Single by Supergrass

from the album Supergrass
- B-side: "Mary (Live at Lamacq)"
- Released: 22 November 1999
- Studio: Sawmills, Ridge Farm
- Genre: Britpop; rock; pop;
- Length: 4:02
- Label: Parlophone
- Songwriters: Supergrass; Rob Coombes;
- Producers: Supergrass; John Cornfield;

Supergrass singles chronology
| "Moving" (1999) | "Mary" (1999) | "Never Done Nothing Like That Before" (2002) |

Alternative cover
- CD 2 single cover

= Mary (Supergrass song) =

1999 single by Supergrass

"Mary" is a song by the Britpop band Supergrass, released in November 1999 as the third and final single from their eponymous third album. It reached number 36 on the UK Singles Chart. This was the last Supergrass single to be released on cassette.

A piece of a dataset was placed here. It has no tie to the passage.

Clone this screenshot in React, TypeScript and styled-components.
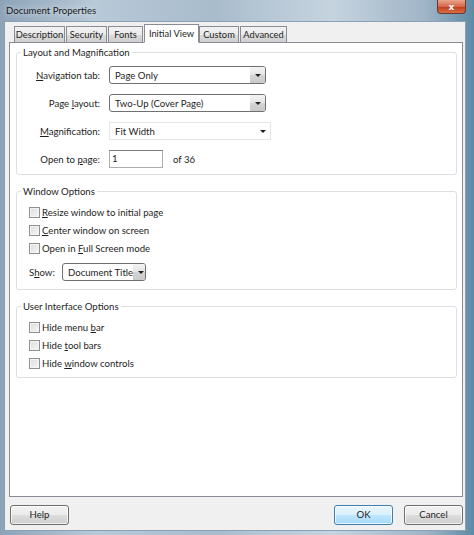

==Chord progression and lead guitar breaks==

Mary is written in the key of Cm. The verses and chorus both employ the same chord progression of G♯-F-Cm, with guitarist Gaz Coombes utilising single string lead breaks on the 5th (A) string with an E-bow. The opening chord progression of the song bears some similarities to Carl Orff's Carmina Burana.

==Cover art==
The single cover, shot by Nick Veasey, features a photo of a stone angel statue at night, whilst the cover of the CD2 release shows a similarly crafted stone statue of a man in daylight.

==Music video==
Conceived as an homage to the Hammer Horror films from the 1950s, the accompanying music video features three moderately scary scenes, always corresponding to the song's "falsetto screaming" chorus: a room with books flying off the shelves and objects exploding because of poltergeist, a housewife vomiting blood in front of her family (including two children) and a girl drowning in a bathtub while blood spouts from the sink. The video was banned from television due to being "too frightening". An edited version was released, replacing the aforementioned scary scenes with pictures of onions.

==Track listing==
CD1 CDRS6531 / TC TCR6531
1. "Mary" – 4:02
2. "Pumping on Your Stereo" (live at Peel Acres) – 3:12
3. "Strange Ones" (live at Peel Acres) – 3:57

CD2 CDR6531
1. "Mary" (live at Lamacq) – 4:12
2. "Richard III" (live at Peel Acres) – 3:29
3. "Sun Hits the Sky" (live at Peel Acres) – 4:44

Limited edition silver 7" R6531
1. "Mary" – 4:02
2. "Mary" (live at Lamacq) – 4:12

Japanese CD single TOCP-61033
1. "Mary" - 4:00
2. "Believer" - 3:46
3. "Sun Hits the Sky" (live from Peel Acres) - 4:44
4. "Pumping On Your Stereo" (live from Peel Acres) - 3:11
5. "Strange Ones" (live from Peel Acres) - 3:58
6. "Far Away" (acoustic) - 4:55
7. "You Too Can Play Alright" (spoken word instructions + instrumental excerpts) - 4:54
Booklet includes lyrics printed in Japanese, and a sheet of Supergrass decals.